Aim — Copy each line with the word "React" in it.

────

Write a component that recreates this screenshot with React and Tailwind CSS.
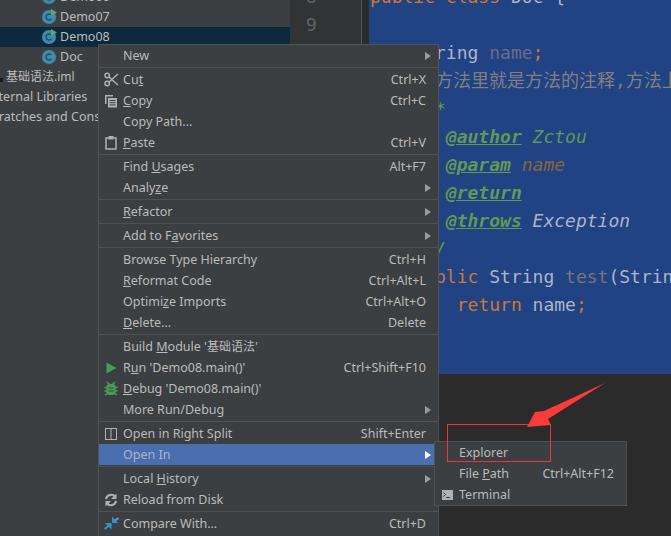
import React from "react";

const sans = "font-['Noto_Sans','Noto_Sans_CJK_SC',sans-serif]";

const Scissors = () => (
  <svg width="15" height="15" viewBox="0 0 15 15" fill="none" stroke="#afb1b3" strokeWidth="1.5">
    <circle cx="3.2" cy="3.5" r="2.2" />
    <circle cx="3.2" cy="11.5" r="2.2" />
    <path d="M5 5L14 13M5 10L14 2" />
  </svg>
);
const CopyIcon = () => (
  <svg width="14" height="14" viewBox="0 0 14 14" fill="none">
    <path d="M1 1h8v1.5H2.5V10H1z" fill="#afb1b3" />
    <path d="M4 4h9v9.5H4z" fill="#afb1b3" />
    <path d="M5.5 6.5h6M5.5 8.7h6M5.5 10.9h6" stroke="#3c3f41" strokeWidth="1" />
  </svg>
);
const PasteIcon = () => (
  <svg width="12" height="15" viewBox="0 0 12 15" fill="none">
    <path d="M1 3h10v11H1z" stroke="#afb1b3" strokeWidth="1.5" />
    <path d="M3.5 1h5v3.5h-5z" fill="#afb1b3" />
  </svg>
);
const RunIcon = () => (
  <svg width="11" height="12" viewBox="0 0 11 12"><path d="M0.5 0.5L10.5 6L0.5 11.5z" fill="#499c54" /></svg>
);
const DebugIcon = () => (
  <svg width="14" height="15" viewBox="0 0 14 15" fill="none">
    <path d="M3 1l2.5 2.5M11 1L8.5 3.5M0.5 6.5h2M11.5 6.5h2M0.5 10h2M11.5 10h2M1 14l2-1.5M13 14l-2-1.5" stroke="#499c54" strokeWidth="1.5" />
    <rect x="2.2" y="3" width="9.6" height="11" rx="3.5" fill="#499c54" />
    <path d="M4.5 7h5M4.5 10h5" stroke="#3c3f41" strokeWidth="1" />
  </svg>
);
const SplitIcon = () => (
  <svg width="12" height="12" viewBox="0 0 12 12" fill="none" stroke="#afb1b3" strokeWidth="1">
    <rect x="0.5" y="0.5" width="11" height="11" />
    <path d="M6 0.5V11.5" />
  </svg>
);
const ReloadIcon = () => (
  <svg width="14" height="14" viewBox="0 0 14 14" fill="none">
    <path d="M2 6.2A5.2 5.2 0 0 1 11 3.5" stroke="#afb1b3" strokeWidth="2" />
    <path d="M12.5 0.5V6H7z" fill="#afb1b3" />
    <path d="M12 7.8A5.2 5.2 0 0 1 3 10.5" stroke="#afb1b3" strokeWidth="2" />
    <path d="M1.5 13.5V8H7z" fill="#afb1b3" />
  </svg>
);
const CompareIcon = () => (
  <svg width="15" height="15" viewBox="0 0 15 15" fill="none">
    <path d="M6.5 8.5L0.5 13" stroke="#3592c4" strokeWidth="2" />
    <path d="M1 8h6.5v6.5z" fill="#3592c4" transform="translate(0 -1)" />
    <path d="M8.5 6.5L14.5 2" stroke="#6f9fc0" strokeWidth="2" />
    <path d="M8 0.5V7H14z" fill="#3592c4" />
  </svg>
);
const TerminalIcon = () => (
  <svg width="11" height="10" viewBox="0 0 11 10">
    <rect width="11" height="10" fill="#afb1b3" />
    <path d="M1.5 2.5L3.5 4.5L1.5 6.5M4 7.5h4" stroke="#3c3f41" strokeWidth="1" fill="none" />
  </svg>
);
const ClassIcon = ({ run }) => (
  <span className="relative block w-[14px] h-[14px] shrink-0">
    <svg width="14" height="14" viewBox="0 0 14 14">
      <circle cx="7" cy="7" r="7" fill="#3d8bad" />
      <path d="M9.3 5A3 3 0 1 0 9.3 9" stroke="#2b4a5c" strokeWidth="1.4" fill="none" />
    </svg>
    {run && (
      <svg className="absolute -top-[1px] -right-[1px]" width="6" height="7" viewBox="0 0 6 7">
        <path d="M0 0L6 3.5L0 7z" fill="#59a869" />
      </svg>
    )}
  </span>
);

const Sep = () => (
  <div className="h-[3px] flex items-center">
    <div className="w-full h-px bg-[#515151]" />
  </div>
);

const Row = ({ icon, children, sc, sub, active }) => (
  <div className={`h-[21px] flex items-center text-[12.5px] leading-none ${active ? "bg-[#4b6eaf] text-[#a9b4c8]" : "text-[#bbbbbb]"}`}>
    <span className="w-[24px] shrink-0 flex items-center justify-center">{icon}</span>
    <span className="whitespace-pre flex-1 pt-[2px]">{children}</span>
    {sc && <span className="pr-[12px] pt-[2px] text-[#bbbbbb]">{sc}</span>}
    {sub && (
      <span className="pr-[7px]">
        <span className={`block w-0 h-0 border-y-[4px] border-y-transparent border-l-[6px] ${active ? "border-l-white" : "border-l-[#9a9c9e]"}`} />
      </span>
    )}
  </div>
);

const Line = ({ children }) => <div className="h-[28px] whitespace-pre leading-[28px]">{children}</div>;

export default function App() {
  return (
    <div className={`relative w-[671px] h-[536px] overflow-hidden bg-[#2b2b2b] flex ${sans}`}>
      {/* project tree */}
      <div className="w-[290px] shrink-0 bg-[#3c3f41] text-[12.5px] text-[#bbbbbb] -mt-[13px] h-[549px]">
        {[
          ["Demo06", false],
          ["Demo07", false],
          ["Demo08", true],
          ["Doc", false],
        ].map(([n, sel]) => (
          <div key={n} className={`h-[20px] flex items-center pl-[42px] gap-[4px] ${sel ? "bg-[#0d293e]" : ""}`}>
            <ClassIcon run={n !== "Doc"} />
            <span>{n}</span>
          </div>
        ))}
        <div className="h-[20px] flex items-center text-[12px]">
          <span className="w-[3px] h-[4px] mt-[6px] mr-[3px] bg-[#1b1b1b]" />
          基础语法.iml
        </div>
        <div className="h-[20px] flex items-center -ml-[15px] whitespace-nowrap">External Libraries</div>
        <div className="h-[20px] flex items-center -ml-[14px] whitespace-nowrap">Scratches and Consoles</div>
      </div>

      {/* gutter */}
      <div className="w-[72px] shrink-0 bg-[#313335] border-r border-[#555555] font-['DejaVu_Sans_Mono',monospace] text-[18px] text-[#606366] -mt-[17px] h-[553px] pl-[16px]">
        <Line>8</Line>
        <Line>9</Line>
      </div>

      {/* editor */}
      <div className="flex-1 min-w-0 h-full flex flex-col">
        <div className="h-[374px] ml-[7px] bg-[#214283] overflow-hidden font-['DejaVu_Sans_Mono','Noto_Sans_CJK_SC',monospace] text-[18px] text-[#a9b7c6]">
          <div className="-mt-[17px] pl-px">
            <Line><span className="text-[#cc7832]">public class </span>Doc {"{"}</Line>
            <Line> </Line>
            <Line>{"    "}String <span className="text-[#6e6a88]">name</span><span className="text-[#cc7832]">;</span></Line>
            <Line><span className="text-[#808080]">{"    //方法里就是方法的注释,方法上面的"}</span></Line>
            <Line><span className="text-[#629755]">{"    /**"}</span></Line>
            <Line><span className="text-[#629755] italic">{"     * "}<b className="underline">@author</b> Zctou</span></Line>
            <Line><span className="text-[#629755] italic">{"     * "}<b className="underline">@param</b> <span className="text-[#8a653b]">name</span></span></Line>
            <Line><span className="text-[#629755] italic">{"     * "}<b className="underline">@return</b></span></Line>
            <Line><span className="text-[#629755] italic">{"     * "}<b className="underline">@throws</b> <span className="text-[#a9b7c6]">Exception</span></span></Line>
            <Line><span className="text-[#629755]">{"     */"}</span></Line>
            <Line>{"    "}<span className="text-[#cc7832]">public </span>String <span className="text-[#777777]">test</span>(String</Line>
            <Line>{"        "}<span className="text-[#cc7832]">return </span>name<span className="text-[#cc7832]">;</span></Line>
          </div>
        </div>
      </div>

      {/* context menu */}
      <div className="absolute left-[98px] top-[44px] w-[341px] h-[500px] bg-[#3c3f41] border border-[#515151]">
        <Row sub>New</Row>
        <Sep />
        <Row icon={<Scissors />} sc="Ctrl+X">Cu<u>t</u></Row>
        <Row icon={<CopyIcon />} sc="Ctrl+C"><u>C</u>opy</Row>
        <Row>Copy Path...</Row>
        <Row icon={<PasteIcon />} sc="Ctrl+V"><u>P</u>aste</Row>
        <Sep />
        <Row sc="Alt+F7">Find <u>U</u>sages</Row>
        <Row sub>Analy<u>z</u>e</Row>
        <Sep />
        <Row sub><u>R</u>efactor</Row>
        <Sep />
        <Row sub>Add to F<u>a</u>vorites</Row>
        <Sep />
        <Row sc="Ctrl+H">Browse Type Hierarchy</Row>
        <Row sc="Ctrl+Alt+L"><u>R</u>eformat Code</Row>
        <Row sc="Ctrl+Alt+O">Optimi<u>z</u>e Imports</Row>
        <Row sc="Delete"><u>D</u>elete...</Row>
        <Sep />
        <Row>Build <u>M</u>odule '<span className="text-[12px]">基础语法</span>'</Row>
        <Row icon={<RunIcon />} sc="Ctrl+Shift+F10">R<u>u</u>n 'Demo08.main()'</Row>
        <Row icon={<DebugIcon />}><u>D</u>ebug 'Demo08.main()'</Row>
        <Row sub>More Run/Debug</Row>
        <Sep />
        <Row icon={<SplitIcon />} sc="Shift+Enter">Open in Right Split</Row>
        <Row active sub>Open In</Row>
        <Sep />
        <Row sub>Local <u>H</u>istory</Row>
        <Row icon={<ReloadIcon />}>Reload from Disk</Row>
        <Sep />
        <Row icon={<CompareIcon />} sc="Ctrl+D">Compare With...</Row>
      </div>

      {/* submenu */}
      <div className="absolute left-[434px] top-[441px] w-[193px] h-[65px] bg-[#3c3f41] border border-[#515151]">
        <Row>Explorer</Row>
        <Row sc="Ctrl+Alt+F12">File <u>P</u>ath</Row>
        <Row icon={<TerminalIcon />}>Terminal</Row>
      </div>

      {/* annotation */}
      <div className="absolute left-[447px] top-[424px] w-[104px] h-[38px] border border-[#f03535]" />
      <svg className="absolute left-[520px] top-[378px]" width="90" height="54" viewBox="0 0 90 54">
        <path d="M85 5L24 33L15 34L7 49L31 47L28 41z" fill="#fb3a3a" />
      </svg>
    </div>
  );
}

────

Response —
Write a component that recreates this screenshot with React and Tailwind CSS.
import React from "react";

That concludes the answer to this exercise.